The lawmakers also asked Andersen to outline what its auditors did when the SEC investigated other companies that had accounting troubles, including Sunbeam and Waste Management.

``Please state the dates upon which Andersen first learned of the SEC's inquiries into two of its other clients, Waste Management, Inc., and Sunbeam; the dates upon which Andersen first retained outside counsel to handle those matters; and the dates upon which Andersen ordered its employees to begin preserving all records relating to those inquiries.''

In asking for a list of Andersen employees who have been interviewed as part of its internal investigation, the House panel asked the auditor to indicate whether the employees said Duncan ordered them to destroy Enron-related documents.

The lawmakers also sought information about Andersen hiring outside litigation counsel at the firm of Davis Polk & Wardwell, as well as a team consultation conference call that took place a day after Enron disclosed that the SEC was looking into transactions between the energy company and partnerships.



To: Cactus Jack who wrote (47193)1/30/2002 7:22:15 AM
From: stockman_scott  Respond to of 65232
 
The Task Ahead

LA TIMES EDITORIAL
January 30, 2002

Nothing better underscores the extraordinary times in which the United States finds itself than the guests that President Bush invited to his State of the Union speech Tuesday night.
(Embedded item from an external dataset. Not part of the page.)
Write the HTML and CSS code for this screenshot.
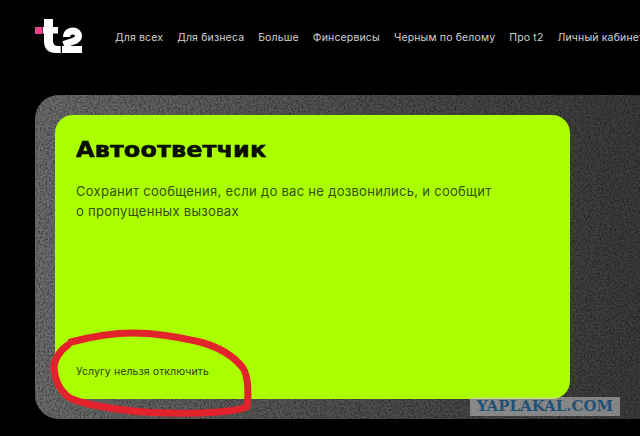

This year the sight of Afghanistan's interim Prime Minister Hamid Karzai, Shannon Spann, the widow of the CIA agent slain in Afghanistan, and two flight attendants who foiled Richard C. Reid's alleged attempt to blow up an airplane was moving testimony that America is no longer isolated. As Bush suggested in his speech, the nation is not only a beacon of universal values; it has also become an international target.
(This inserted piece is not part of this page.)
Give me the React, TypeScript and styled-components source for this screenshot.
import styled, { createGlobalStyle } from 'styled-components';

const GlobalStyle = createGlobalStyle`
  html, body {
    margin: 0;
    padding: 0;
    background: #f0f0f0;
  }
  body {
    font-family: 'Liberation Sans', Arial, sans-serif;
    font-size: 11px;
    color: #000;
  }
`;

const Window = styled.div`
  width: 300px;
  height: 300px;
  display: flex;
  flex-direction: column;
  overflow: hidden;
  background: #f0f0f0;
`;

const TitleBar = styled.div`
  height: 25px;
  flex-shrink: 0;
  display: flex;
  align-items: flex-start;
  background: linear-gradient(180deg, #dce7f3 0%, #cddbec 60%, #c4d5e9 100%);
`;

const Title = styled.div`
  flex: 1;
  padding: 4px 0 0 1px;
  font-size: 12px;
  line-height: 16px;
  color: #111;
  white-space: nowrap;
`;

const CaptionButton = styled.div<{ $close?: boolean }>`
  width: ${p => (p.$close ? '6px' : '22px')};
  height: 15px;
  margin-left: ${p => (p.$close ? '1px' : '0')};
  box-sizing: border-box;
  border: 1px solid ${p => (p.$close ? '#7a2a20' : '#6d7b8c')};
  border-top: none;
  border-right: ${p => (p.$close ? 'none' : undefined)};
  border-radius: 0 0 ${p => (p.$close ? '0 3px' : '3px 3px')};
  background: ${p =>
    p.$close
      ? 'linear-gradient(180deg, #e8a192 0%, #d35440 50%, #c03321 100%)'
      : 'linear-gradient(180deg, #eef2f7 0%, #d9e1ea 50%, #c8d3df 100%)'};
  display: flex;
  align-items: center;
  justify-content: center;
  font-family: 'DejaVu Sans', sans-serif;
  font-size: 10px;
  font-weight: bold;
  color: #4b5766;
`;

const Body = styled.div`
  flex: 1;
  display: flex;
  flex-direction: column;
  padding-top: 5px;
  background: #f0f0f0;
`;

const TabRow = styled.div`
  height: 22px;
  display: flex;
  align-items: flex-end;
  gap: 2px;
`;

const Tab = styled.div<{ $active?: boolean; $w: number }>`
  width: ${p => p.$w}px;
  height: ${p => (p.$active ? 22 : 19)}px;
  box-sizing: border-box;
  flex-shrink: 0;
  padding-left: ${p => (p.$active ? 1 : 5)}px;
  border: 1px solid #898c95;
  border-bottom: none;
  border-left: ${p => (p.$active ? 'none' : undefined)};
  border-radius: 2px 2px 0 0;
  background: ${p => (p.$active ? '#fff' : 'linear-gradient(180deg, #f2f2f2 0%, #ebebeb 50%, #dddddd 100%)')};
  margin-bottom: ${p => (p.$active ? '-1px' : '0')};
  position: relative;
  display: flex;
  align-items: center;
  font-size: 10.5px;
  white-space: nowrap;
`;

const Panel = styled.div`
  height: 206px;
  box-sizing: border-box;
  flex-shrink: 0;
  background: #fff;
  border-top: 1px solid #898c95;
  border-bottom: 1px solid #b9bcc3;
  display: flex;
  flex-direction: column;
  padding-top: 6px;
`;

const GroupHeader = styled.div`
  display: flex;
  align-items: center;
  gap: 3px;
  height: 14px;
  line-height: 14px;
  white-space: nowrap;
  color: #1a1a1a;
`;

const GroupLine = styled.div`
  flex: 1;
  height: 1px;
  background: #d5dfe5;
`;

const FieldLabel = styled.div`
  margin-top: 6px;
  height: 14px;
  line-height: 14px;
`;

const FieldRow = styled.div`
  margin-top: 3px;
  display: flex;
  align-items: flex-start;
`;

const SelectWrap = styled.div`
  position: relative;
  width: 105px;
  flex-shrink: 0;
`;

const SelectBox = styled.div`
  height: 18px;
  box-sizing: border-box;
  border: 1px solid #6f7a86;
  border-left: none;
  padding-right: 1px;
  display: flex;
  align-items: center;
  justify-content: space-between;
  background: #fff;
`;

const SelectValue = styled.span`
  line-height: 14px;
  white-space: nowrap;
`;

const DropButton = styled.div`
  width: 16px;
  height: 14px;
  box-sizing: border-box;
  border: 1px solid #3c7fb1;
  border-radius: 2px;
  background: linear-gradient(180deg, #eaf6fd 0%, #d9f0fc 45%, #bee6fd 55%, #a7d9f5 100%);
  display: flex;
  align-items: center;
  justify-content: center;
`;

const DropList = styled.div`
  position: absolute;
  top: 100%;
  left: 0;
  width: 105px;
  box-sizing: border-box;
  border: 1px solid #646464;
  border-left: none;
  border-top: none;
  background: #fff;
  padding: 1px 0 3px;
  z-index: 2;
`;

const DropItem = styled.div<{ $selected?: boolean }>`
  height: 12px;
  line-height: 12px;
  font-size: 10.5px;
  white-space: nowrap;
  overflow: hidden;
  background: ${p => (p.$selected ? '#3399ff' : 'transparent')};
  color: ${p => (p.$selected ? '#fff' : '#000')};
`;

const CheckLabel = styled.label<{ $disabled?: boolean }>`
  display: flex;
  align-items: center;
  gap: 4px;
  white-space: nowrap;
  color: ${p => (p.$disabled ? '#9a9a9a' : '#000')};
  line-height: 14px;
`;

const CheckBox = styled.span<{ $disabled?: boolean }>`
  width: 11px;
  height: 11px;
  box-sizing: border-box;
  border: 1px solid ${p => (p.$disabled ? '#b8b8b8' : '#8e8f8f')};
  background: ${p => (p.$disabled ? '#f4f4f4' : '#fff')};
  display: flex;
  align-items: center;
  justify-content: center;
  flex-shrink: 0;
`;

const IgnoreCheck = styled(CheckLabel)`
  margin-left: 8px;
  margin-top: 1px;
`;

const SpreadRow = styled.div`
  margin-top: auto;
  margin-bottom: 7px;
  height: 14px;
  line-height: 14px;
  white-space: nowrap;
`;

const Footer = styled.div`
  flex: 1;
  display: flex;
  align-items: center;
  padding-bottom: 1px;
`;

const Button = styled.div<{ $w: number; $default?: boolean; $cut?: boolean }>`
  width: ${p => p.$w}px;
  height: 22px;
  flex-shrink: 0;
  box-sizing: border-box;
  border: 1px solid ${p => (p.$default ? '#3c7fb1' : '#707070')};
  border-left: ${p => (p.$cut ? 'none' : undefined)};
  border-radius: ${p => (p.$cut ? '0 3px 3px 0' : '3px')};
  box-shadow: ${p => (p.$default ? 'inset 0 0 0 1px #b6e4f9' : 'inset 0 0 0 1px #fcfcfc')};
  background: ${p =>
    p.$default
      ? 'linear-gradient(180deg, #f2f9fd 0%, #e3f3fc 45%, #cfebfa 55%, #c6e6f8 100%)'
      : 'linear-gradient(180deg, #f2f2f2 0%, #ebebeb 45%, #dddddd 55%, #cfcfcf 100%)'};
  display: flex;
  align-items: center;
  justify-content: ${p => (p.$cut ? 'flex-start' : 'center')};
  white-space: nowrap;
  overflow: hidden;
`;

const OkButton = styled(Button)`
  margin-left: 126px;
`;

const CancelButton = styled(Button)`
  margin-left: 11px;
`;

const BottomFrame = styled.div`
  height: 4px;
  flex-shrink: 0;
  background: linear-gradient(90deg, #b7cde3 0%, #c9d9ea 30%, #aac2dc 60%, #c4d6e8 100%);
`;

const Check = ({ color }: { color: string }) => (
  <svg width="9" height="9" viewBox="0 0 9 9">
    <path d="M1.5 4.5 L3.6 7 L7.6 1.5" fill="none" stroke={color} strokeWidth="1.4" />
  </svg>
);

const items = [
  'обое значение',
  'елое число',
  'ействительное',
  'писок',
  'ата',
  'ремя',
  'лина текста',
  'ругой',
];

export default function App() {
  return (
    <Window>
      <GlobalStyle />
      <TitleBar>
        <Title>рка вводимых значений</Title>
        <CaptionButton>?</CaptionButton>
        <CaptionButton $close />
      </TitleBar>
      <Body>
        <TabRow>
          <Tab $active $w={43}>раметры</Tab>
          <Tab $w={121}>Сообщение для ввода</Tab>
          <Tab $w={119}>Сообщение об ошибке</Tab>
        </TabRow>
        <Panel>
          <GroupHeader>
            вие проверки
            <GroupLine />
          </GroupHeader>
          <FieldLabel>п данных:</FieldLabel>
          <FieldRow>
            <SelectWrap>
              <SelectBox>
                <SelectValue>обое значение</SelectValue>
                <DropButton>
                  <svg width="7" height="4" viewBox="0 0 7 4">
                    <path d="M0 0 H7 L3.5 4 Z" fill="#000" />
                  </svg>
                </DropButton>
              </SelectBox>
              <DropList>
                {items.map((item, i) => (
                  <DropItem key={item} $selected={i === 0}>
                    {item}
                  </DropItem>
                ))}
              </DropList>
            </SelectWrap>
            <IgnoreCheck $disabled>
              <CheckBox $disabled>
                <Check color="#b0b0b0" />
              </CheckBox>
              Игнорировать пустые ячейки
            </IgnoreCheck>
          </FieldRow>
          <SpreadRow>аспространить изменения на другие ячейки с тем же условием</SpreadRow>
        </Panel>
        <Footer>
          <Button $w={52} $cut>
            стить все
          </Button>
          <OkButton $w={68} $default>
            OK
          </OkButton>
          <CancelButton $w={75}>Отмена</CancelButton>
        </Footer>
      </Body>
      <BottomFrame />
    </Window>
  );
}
The president correctly reminded Americans that the hard battle against terrorism has only just begun. Tens of thousands of fighters, he said, remain ticking "time bombs" ready to explode anywhere and everywhere, whether it is in the U.S. or abroad. The big question he left unresolved: whether the U.S. will attack Iraq or other countries. But he named names--Iraq, Iran, North Korea--and prudently left his options open. How far Bush will go in combating an "axis of evil" remains unclear. But Americans have received the message. The last Axis was not defeated overnight, nor will this one be. Six Al Qaeda fighters were killed Monday in a Kandahar hospital after refusing to surrender for nearly two months. In Singapore, a jailed man is considered a possible link between extremist Islamic groups operating in that island nation, the Philippines, Indonesia and Malaysia. Dozens of suspected terrorists have been arrested in those countries in recent weeks, and U.S. Special Forces units are in the Philippines for what the Pentagon says is a mission to train Filipino soldiers fighting Muslim insurgents. The global effort becomes more urgent with Bush's alarming announcement that U.S. forces have found terrorist diagrams for nuclear plants and water treatment facilities. And while it is easy to say, as he did, that the nation will pay "whatever it costs to defend our country," his defense experts will have to decide, soon, which weapons systems can safely be left behind so newer, expensive high-tech systems can be developed.
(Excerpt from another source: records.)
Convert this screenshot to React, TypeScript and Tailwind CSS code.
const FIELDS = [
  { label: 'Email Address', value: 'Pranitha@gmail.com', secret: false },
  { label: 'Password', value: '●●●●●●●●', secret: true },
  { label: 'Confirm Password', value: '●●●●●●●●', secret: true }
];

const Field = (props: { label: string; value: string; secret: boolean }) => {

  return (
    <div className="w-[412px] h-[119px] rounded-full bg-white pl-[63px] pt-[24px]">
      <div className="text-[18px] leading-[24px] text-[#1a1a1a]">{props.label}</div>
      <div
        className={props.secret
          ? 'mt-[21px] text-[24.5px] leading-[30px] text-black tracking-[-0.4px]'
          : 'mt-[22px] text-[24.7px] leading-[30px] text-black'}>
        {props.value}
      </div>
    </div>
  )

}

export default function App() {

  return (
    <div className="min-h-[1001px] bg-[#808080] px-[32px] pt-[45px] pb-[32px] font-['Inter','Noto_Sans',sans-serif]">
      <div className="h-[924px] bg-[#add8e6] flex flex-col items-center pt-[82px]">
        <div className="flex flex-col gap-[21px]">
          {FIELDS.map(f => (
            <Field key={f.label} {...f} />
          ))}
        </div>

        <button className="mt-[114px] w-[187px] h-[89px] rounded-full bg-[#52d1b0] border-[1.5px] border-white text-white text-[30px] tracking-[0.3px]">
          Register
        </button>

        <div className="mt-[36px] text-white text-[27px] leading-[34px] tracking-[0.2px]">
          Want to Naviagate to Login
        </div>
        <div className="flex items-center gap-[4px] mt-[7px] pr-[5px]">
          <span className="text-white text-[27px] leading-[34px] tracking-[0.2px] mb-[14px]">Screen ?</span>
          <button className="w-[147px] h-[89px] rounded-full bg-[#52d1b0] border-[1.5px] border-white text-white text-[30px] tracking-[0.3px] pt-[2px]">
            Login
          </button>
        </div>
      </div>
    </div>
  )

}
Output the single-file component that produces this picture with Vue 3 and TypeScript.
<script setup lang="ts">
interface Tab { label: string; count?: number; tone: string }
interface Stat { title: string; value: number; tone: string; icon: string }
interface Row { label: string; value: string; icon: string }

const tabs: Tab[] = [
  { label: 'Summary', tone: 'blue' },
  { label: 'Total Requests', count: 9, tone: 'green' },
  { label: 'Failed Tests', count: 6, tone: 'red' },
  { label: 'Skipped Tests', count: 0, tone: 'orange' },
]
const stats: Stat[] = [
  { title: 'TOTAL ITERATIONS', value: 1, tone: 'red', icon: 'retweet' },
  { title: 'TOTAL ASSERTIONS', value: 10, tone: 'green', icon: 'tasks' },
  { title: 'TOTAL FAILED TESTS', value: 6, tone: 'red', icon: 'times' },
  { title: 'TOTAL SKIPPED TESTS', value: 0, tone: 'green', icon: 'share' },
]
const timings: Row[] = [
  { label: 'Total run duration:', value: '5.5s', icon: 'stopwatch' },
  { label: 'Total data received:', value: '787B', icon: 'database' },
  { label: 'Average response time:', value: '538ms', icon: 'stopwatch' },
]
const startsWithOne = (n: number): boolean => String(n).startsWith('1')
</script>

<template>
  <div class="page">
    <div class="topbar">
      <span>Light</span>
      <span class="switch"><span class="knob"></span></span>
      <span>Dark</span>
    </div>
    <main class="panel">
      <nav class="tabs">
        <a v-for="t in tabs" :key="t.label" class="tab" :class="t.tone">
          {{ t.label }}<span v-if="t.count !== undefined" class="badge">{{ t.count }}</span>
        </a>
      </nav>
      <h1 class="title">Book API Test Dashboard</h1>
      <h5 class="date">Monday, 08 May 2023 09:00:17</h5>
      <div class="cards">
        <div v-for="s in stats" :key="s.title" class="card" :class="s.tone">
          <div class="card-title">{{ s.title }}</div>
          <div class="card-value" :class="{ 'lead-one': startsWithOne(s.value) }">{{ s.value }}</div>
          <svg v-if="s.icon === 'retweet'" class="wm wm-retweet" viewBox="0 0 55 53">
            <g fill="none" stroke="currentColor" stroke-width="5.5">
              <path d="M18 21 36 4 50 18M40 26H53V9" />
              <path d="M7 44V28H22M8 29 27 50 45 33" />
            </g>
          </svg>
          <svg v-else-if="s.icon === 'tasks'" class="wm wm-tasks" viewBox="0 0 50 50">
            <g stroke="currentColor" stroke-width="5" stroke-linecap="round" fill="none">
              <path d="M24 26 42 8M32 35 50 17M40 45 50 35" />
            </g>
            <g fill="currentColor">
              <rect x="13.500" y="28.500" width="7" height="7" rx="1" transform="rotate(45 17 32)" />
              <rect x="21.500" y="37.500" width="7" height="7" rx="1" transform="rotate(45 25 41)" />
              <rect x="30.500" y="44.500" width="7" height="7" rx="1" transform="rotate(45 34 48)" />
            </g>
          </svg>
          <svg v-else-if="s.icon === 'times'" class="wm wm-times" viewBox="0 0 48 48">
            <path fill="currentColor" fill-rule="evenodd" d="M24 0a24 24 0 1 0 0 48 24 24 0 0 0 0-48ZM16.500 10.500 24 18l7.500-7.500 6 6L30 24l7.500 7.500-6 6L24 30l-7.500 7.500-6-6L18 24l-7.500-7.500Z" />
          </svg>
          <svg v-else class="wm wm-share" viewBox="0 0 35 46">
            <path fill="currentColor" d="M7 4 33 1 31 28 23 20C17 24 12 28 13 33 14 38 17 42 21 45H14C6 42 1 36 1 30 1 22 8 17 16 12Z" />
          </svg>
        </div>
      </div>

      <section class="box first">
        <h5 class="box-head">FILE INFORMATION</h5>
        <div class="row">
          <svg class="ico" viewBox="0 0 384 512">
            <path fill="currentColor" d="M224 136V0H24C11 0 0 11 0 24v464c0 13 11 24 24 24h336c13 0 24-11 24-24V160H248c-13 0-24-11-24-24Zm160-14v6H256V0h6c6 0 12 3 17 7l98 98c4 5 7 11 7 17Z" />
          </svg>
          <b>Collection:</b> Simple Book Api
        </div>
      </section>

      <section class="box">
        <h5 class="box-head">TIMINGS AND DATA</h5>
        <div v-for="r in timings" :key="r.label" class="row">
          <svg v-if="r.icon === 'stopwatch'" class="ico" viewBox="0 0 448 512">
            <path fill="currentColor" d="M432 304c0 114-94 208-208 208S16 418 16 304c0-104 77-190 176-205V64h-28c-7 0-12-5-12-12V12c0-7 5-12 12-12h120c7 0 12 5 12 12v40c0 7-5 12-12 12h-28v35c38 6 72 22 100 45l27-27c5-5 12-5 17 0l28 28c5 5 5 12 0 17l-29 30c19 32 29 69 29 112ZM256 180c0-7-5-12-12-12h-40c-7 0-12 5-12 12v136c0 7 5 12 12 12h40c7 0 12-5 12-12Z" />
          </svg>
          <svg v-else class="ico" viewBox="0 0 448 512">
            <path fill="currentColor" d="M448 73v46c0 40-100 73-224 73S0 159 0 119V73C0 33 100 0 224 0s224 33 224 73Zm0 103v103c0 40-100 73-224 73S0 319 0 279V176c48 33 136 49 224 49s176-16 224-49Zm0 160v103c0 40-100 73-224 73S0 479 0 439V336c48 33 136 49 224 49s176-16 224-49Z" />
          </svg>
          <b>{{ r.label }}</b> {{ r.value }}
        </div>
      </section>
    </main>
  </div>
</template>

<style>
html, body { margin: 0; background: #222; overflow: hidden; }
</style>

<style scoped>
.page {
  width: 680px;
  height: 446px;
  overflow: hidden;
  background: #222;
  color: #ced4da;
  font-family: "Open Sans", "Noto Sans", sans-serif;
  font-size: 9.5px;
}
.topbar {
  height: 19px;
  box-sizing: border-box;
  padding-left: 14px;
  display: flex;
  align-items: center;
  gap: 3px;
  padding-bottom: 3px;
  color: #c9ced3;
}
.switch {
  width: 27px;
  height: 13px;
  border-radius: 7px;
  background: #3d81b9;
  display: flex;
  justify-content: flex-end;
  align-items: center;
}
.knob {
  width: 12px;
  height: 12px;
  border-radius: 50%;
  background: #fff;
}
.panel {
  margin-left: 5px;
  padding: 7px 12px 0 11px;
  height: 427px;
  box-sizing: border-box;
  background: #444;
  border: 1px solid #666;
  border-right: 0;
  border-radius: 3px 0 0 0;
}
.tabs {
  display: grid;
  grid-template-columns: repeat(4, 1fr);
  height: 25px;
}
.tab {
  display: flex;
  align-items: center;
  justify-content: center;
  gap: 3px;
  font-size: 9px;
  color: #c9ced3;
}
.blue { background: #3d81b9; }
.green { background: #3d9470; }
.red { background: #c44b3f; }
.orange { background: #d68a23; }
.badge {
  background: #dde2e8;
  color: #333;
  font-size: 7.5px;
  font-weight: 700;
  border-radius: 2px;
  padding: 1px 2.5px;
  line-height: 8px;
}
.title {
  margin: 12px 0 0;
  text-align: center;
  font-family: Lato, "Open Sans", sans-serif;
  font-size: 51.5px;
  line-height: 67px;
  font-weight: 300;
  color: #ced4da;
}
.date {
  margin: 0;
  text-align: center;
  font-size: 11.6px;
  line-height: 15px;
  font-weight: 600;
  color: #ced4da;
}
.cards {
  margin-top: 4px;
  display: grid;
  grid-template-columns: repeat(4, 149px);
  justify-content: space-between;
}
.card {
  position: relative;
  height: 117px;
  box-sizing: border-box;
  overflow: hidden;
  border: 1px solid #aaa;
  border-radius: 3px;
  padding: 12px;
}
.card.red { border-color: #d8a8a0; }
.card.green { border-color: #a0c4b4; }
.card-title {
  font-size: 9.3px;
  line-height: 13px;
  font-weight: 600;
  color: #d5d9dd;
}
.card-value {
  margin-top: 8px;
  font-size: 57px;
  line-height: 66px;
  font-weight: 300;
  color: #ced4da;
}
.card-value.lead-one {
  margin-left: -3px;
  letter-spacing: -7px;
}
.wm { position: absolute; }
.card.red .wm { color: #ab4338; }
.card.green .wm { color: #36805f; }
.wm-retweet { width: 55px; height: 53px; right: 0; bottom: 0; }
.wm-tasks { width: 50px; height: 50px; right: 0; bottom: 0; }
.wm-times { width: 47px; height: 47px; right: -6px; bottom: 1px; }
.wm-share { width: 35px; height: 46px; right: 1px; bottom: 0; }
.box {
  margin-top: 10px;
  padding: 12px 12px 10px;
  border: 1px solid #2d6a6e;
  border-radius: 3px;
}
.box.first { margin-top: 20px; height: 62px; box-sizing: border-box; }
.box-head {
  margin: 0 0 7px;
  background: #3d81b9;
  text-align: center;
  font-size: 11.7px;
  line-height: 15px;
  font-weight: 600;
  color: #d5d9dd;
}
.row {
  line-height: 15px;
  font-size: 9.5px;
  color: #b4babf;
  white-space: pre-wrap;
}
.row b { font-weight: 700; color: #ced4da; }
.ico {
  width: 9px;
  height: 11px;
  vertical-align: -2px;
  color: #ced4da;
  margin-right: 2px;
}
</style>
Bush's call for a new "culture of responsibility," expanding national volunteer service and doubling the ranks of the Peace Corps was as welcome to hear from him as it was to hear from previous presidents. Bush promised economic renewal, but his vagueness on corporate reform could come back to haunt him.

Already Wall Street, as Tuesday's stock tumble indicated, is exceedingly nervous that more Enrons might be in the pipeline. Bush devoted only a few short sentences to protection of pension funds and reform of the accounting practices that led to Enron's spectacular crash. In fact, he never mentioned Enron by name.

This debacle, now apparently spreading to other companies with shadowy or hidden debts, has generated deeper fears on financial markets and in the American psyche than Bush seems to understand. It makes sense that he played to his anti-terrorism credentials in the State of the Union. It has proven much harder for him to acknowledge that the part of government he campaigned so hard against, regulators and overseers, may be as necessary as the Special Forces.